▶ The exercise: Which lines hold the string "would"? Copy every one of them.

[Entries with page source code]
--- BEGIN ---
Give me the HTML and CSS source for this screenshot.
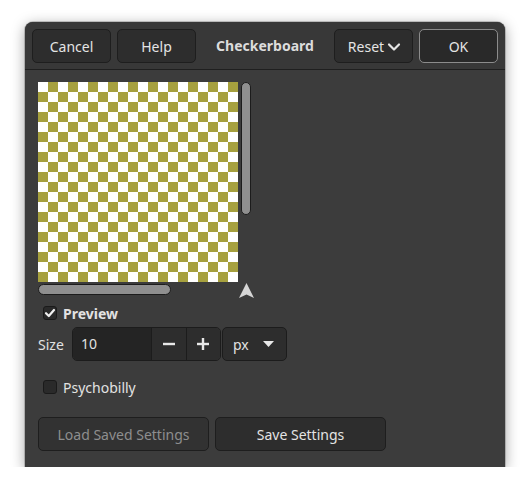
FILE: index.html
```html
<!DOCTYPE html>
<html>
<head>
<meta charset="utf-8">
<link rel="stylesheet" href="styles.css">
</head>
<body>
<div class="window">
  <div class="header">
    <div class="hleft">
      <button class="btn hbtn">Cancel</button>
      <button class="btn hbtn">Help</button>
    </div>
    <div class="title">Checkerboard</div>
    <div class="hright">
      <button class="btn hbtn reset">Reset
        <svg class="chev" width="14" height="10" viewBox="0 0 14 10"><polyline points="2,2.5 7,7.5 12,2.5" fill="none" stroke="#e4e4e4" stroke-width="2.2" stroke-linecap="round" stroke-linejoin="round"/></svg>
      </button>
      <button class="btn hbtn ok">OK</button>
    </div>
  </div>
  <div class="content">
    <div class="preview-area">
      <div class="canvas"></div>
      <div class="vscroll"></div>
    </div>
    <div class="hrow">
      <div class="hscroll"></div>
      <svg class="nav" width="15" height="15" viewBox="0 0 15 15"><path d="M7.5 0 L15 15 L7.5 11.5 L0 15 Z" fill="#d6d6d6"/></svg>
    </div>
    <label class="check-row preview-row">
      <span class="box checked"><svg width="12" height="12" viewBox="0 0 12 12"><polyline points="2,6.2 4.8,9 10,3" fill="none" stroke="#f0f0f0" stroke-width="2.2" stroke-linecap="round" stroke-linejoin="round"/></svg></span>
      <span class="bold">Preview</span>
    </label>
    <div class="size-row">
      <span class="lbl">Size</span>
      <div class="spin">
        <div class="entry">10</div>
        <div class="sbtn"><svg width="14" height="14" viewBox="0 0 14 14"><rect x="1" y="5.8" width="12" height="2.4" fill="#e8e8e8"/></svg></div>
        <div class="sbtn"><svg width="14" height="14" viewBox="0 0 14 14"><rect x="1" y="5.8" width="12" height="2.4" fill="#e8e8e8"/><rect x="5.8" y="1" width="2.4" height="12" fill="#e8e8e8"/></svg></div>
      </div>
      <div class="combo">
        <span>px</span>
        <svg width="11" height="6" viewBox="0 0 11 6"><path d="M0 0 L11 0 L5.5 6 Z" fill="#e8e8e8"/></svg>
      </div>
    </div>
    <label class="check-row psy-row">
      <span class="box"></span>
      <span>Psychobilly</span>
    </label>
    <div class="bottom-row">
      <button class="btn wide insensitive">Load Saved Settings</button>
      <button class="btn wide">Save Settings</button>
    </div>
  </div>
</div>
</body>
</html>
```
FILE: styles.css
```css
html, body {
  margin: 0;
  padding: 0;
  background: #ffffff;
}
body {
  font-family: "Noto Sans", "DejaVu Sans", sans-serif;
  font-size: 14px;
  color: #e2e2e2;
}
.window {
  margin: 22px 0 0 25px;
  width: 480px;
  height: 445px;
  background: #3c3c3c;
  border-radius: 8px 8px 0 0;
  box-shadow: 0 3px 14px rgba(0,0,0,0.38), 0 0 0 1px rgba(0,0,0,0.18);
  overflow: hidden;
  box-sizing: border-box;
}
.header {
  height: 48px;
  box-sizing: border-box;
  border-bottom: 1px solid #1f1f1f;
  background: #383838;
  display: grid;
  grid-template-columns: 1fr auto 1fr;
  align-items: start;
  padding: 7px 7px 0 7px;
}
.hleft, .hright {
  display: flex;
  gap: 6px;
}
.hright { justify-content: flex-end; }
.title {
  font-weight: bold;
  color: #dcdcdc;
  line-height: 34px;
}
.btn {
  font-family: inherit;
  font-size: 14px;
  color: #e4e4e4;
  background: #2d2d2d;
  border: 1px solid #1e1e1e;
  border-radius: 5px;
  height: 34px;
  padding: 0;
  box-sizing: border-box;
  display: flex;
  align-items: center;
  justify-content: center;
}
.hbtn { width: 79px; }
.reset { gap: 3px; padding-left: 2px; }
.chev { margin-top: 1px; }
.ok {
  background: #292929;
  border-color: #8c8c8c;
}
.content {
  padding: 12px 13px 0 13px;
}
.preview-area {
  display: flex;
  align-items: flex-start;
}
.canvas {
  width: 200px;
  height: 200px;
  background: repeating-conic-gradient(#a6a03e 0 25%, #ffffff 0 50%) 0 0 / 20px 20px;
}
.vscroll {
  margin-left: 3px;
  width: 10px;
  height: 133px;
  box-sizing: border-box;
  background: #8f8f8f;
  border: 1px solid #1c1c1c;
  border-radius: 6px;
}
.hrow {
  width: 216px;
  height: 15px;
  margin-top: 1px;
  display: flex;
  justify-content: space-between;
  align-items: flex-start;
}
.hscroll {
  margin-top: 1px;
  width: 133px;
  height: 11px;
  box-sizing: border-box;
  background: #8f8f8f;
  border: 1px solid #1c1c1c;
  border-radius: 6px;
}
.check-row {
  display: flex;
  align-items: center;
  height: 22px;
  gap: 6px;
  padding-left: 5px;
}
.preview-row { margin-top: 4px; }
.box {
  width: 14px;
  height: 14px;
  box-sizing: border-box;
  background: #2a2a2a;
  border: 1px solid #1a1a1a;
  border-radius: 3px;
  display: flex;
  align-items: center;
  justify-content: center;
}
.bold { font-weight: bold; }
.size-row {
  margin-top: 3px;
  height: 34px;
  display: flex;
  align-items: center;
}
.lbl { width: 34px; }
.spin {
  display: flex;
  height: 34px;
  box-sizing: border-box;
  border: 1px solid #1c1c1c;
  border-radius: 5px;
  overflow: hidden;
  width: 149px;
}
.entry {
  width: 78px;
  background: #242424;
  line-height: 32px;
  padding-left: 8px;
  box-sizing: border-box;
}
.sbtn {
  flex: 1;
  background: #2d2d2d;
  border-left: 1px solid #1c1c1c;
  display: flex;
  align-items: center;
  justify-content: center;
}
.combo {
  margin-left: 1px;
  width: 65px;
  height: 34px;
  box-sizing: border-box;
  background: #2d2d2d;
  border: 1px solid #1c1c1c;
  border-radius: 5px;
  display: flex;
  align-items: center;
  justify-content: space-between;
  padding: 0 12px 0 10px;
}
.psy-row { margin-top: 15px; }
.bottom-row {
  margin-top: 19px;
  display: flex;
  gap: 6px;
}
.wide { width: 171px; }
.insensitive {
  color: #8e8e8e;
  background: #323232;
}
```
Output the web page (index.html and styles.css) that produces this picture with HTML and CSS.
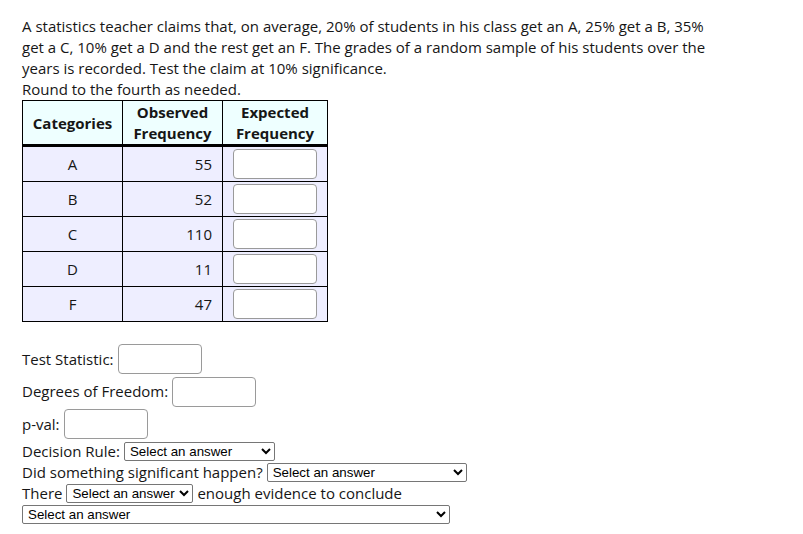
FILE: index.html
```html
<!DOCTYPE html>
<html lang="en">
<head>
    <meta charset="UTF-8">
    <title>Goodness of Fit</title>
    <link rel="stylesheet" href="styles.css">
</head>
<body>
    <div class="question">
        <p class="prompt">A statistics teacher claims that, on average, 20% of students in his class get an A, 25% get a B, 35% get a C, 10% get a D and the rest get an F. The grades of a random sample of his students over the years is recorded. Test the claim at 10% significance.</p>
        <p class="prompt">Round to the fourth as needed.</p>

        <table class="freq-table">
            <thead>
                <tr>
                    <th class="col-cat">Categories</th>
                    <th class="col-obs">Observed Frequency</th>
                    <th class="col-exp">Expected Frequency</th>
                </tr>
            </thead>
            <tbody>
                <tr><td class="cat">A</td><td class="obs">55</td><td class="exp"><input type="text"></td></tr>
                <tr><td class="cat">B</td><td class="obs">52</td><td class="exp"><input type="text"></td></tr>
                <tr><td class="cat">C</td><td class="obs">110</td><td class="exp"><input type="text"></td></tr>
                <tr><td class="cat">D</td><td class="obs">11</td><td class="exp"><input type="text"></td></tr>
                <tr><td class="cat">F</td><td class="obs">47</td><td class="exp"><input type="text"></td></tr>
            </tbody>
        </table>

        <div class="answers">
            <div class="field">Test Statistic: <input type="text"></div>
            <div class="field">Degrees of Freedom: <input type="text"></div>
            <div class="field">p-val: <input type="text"></div>
            <div class="choice">Decision Rule: <select class="sel-rule"><option>Select an answer</option></select></div>
            <div class="choice">Did something significant happen? <select class="sel-sig"><option>Select an answer</option></select></div>
            <div class="choice">There <select class="sel-there"><option>Select an answer</option></select> enough evidence to conclude</div>
            <div class="choice"><select class="sel-conclude"><option>Select an answer</option></select></div>
        </div>
    </div>
</body>
</html>
```

FILE: styles.css
```css
body {
    margin: 8px;
    background-color: #fff;
    color: #161616;
    font-family: "Open Sans", "DejaVu Sans", sans-serif;
    font-size: 15px;
    line-height: 21px;
}
.question {
    padding: 8px 14px;
    width: 690px;
}
.prompt {
    margin: 0;
}
.freq-table {
    border-collapse: collapse;
    table-layout: fixed;
    width: 306px;
}
.freq-table .col-cat,
.freq-table .col-obs {
    width: 99px;
}
.freq-table th {
    background-color: #eeffff;
    border: 1px solid #000;
    border-bottom: 3px solid #000;
    padding: 1px 0 0;
    font-weight: 700;
    text-align: center;
}
.freq-table td {
    background-color: #eeeeff;
    border: 1px solid #000;
    padding: 2px 10px;
    height: 30px;
}
.freq-table .cat {
    text-align: center;
}
.freq-table .obs {
    text-align: right;
}
.freq-table .exp {
    text-align: center;
    padding: 2px 0;
}
input[type="text"] {
    width: 84px;
    height: 30px;
    box-sizing: border-box;
    border: 1px solid #9a9a9a;
    border-radius: 4px;
    padding: 2px 4px;
    vertical-align: middle;
    font-family: inherit;
    font-size: 15px;
}
.answers {
    margin-top: 22px;
}
.field {
    height: 30px;
    margin-bottom: 2.5px;
    display: flex;
    align-items: center;
    gap: 4px;
}
.field:nth-child(3) {
    margin-bottom: 2px;
}
.field input {
    margin: 0;
}
.choice {
    height: 21px;
    display: flex;
    align-items: center;
    gap: 4px;
}
select {
    height: 19px;
    border: 1px solid #767676;
    border-radius: 2px;
    background-color: #fff;
    color: #000;
    font-family: "Liberation Sans", Arial, sans-serif;
    font-size: 13.33px;
    padding: 0 1px;
    margin: 0;
}
.sel-rule {
    width: 151px;
}
.sel-sig {
    width: 200px;
}
.sel-there {
    width: 127px;
}
.sel-conclude {
    width: 428px;
}
```
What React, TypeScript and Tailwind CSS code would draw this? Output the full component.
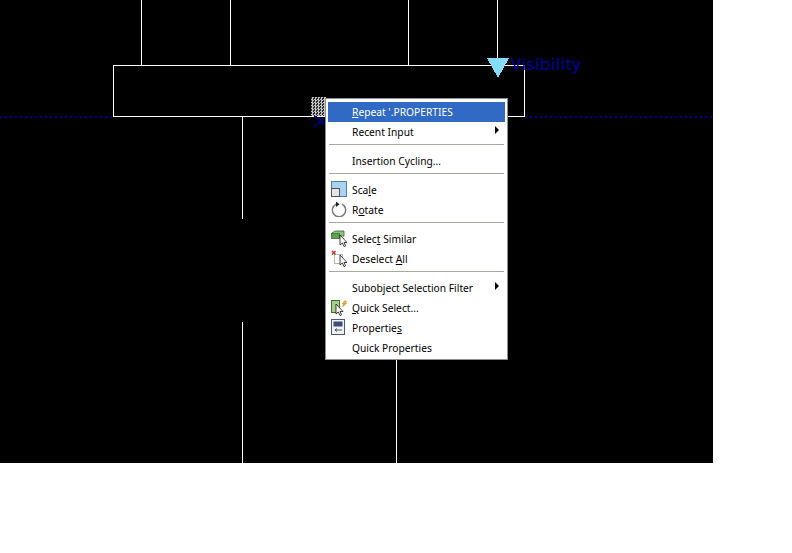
import type { ReactNode } from "react";

const font = { fontFamily: '"Noto Sans", Tahoma, sans-serif' };

function ScaleIcon() {
  return (
    <svg width="16" height="16" viewBox="0 0 16 16">
      <rect x="0.5" y="0.5" width="15" height="15" fill="#a9d3f0" stroke="#4f7fa8" />
      <rect x="0.5" y="7.5" width="8" height="8" fill="#e4e4e4" stroke="#555" />
    </svg>
  );
}

function RotateIcon() {
  return (
    <svg width="16" height="16" viewBox="0 0 16 16" fill="none">
      <path d="M5 3.2A6.6 6.6 0 1 0 11 3.2" stroke="#777" strokeWidth="1.4" />
      <path d="M5 0.5L8.6 3.3L5 6Z" fill="#222" />
    </svg>
  );
}

function Cursor({ x, y }: { x: number; y: number }) {
  return <path transform={`translate(${x} ${y})`} d="M0 0V10L2.4 8L4 11.5L5.6 10.8L4 7.5H7Z" fill="#fff" stroke="#111" strokeWidth="0.8" />;
}

function SimilarIcon() {
  return (
    <svg width="16" height="17" viewBox="0 0 16 17">
      <path d="M1 3L4 1H13V6H1Z" fill="#8fc27a" stroke="#3d6b35" strokeWidth="0.8" />
      <rect x="0.5" y="3.5" width="8" height="5" fill="#62a04f" stroke="#3d6b35" strokeWidth="0.8" />
      <Cursor x={9} y={5} />
    </svg>
  );
}

function DeselectIcon() {
  return (
    <svg width="16" height="17" viewBox="0 0 16 17">
      <path d="M1 1L4.5 4.5M4.5 1L1 4.5" stroke="#c8242c" strokeWidth="1.4" />
      <rect x="3.5" y="4.5" width="8" height="9" fill="none" stroke="#4c8a3c" strokeDasharray="1 1" />
      <Cursor x={9} y={5} />
    </svg>
  );
}

function QuickSelectIcon() {
  return (
    <svg width="16" height="17" viewBox="0 0 16 17">
      <rect x="0.5" y="1.5" width="8" height="12" fill="#a6cf8e" stroke="#3d6b35" />
      <path d="M11 5L14 1.5L15.5 2.5L13.5 4H16L11.5 8L12.5 5Z" fill="#f0b030" stroke="#b87a10" strokeWidth="0.4" />
      <Cursor x={5} y={5} />
    </svg>
  );
}

function PropertiesIcon() {
  return (
    <svg width="14" height="16" viewBox="0 0 14 16">
      <rect x="0.5" y="0.5" width="13" height="15" fill="#eef1f6" stroke="#4a5a78" />
      <rect x="2.5" y="2.5" width="9" height="5" fill="#3d4f78" />
      <path d="M4 11H11M4 11L6 9.5M4 11L6 12.5" stroke="#333" fill="none" strokeWidth="0.8" />
    </svg>
  );
}

function Item({ icon, sub, active, children }: { icon?: ReactNode; sub?: boolean; active?: boolean; children: ReactNode }) {
  return (
    <div className={`relative flex h-5 items-center ${active ? "bg-[#316ac5] text-white" : "text-black"}`}>
      <span className="flex w-[24px] shrink-0 items-center justify-start pb-[2px] pl-[3px]">{icon}</span>
      <span className="whitespace-pre text-[10.25px] leading-5">{children}</span>
      {sub && <span className="absolute top-[4px] right-[6px] h-0 w-0 border-y-[4px] border-l-[4px] border-y-transparent border-l-black" />}
    </div>
  );
}

function Sep() {
  return (
    <div className="flex h-[9px] pt-[2px]">
      <div className="mx-[1px] h-[1px] w-full bg-[#a9a79f]" />
    </div>
  );
}

export default function App() {
  return (
    <div className="h-[553px] w-[792px] overflow-hidden bg-white" style={font}>
      <div className="relative h-[463px] w-[713px] bg-black">
        {/* model space linework */}
        <svg className="absolute top-0 left-0" width="713" height="463" viewBox="0 0 713 463" fill="none" shapeRendering="crispEdges">
          <g stroke="#ffffff">
            <path d="M141.5 0V65M230.5 0V65M408.5 0V65M497.5 0V65" />
            <rect x="113.5" y="65.5" width="411" height="51" />
            <path d="M242.5 117V219M242.5 322V463M396.5 360V463" />
          </g>
          <path d="M0 116.5H113M525 116.5H713" stroke="#00009c" strokeWidth="2" strokeDasharray="2 3" />
          <path d="M314 115L328 127M328 115L314 127" stroke="#00007a" strokeWidth="2" />
          <path d="M487 58H509L498 78Z" fill="#84dcfa" />
        </svg>
        <span className="absolute top-[52px] left-[511px] text-[17px] leading-6 tracking-[0.5px] text-[#0000a8]">Visibility</span>
        <div className="absolute top-[97px] left-[311px] h-[19px] w-[15px] bg-[repeating-conic-gradient(#c4c4c4_0_25%,#2a2a2a_0_50%)] bg-[length:3px_3px]" />

        {/* context menu */}
        <div className="absolute top-[98px] left-[325px] w-[183px] border border-[#8f8f8f] bg-white px-[2px] pt-[3px] pb-[1px]">
          <Item active><u>R</u>epeat '.PROPERTIES</Item>
          <Item sub>Recent Input</Item>
          <Sep />
          <Item>Insertion Cycling...</Item>
          <Sep />
          <Item icon={<ScaleIcon />}>Sca<u>l</u>e</Item>
          <Item icon={<RotateIcon />}>R<u>o</u>tate</Item>
          <Sep />
          <Item icon={<SimilarIcon />}>Selec<u>t</u> Similar</Item>
          <Item icon={<DeselectIcon />}>Deselect <u>A</u>ll</Item>
          <Sep />
          <Item sub>Subobject Selection Filter</Item>
          <Item icon={<QuickSelectIcon />}><u>Q</u>uick Select...</Item>
          <Item icon={<PropertiesIcon />}>Propertie<u>s</u></Item>
          <Item>Quick Properties</Item>
        </div>
      </div>
    </div>
  );
}
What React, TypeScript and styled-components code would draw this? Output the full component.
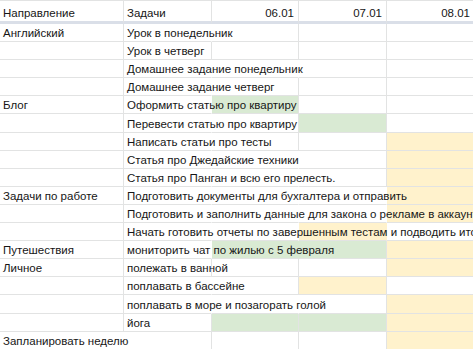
--- END ---
▶ Task answer:
What React, TypeScript and Tailwind CSS code would draw this? Output the full component.
What React, TypeScript and styled-components code would draw this? Output the full component.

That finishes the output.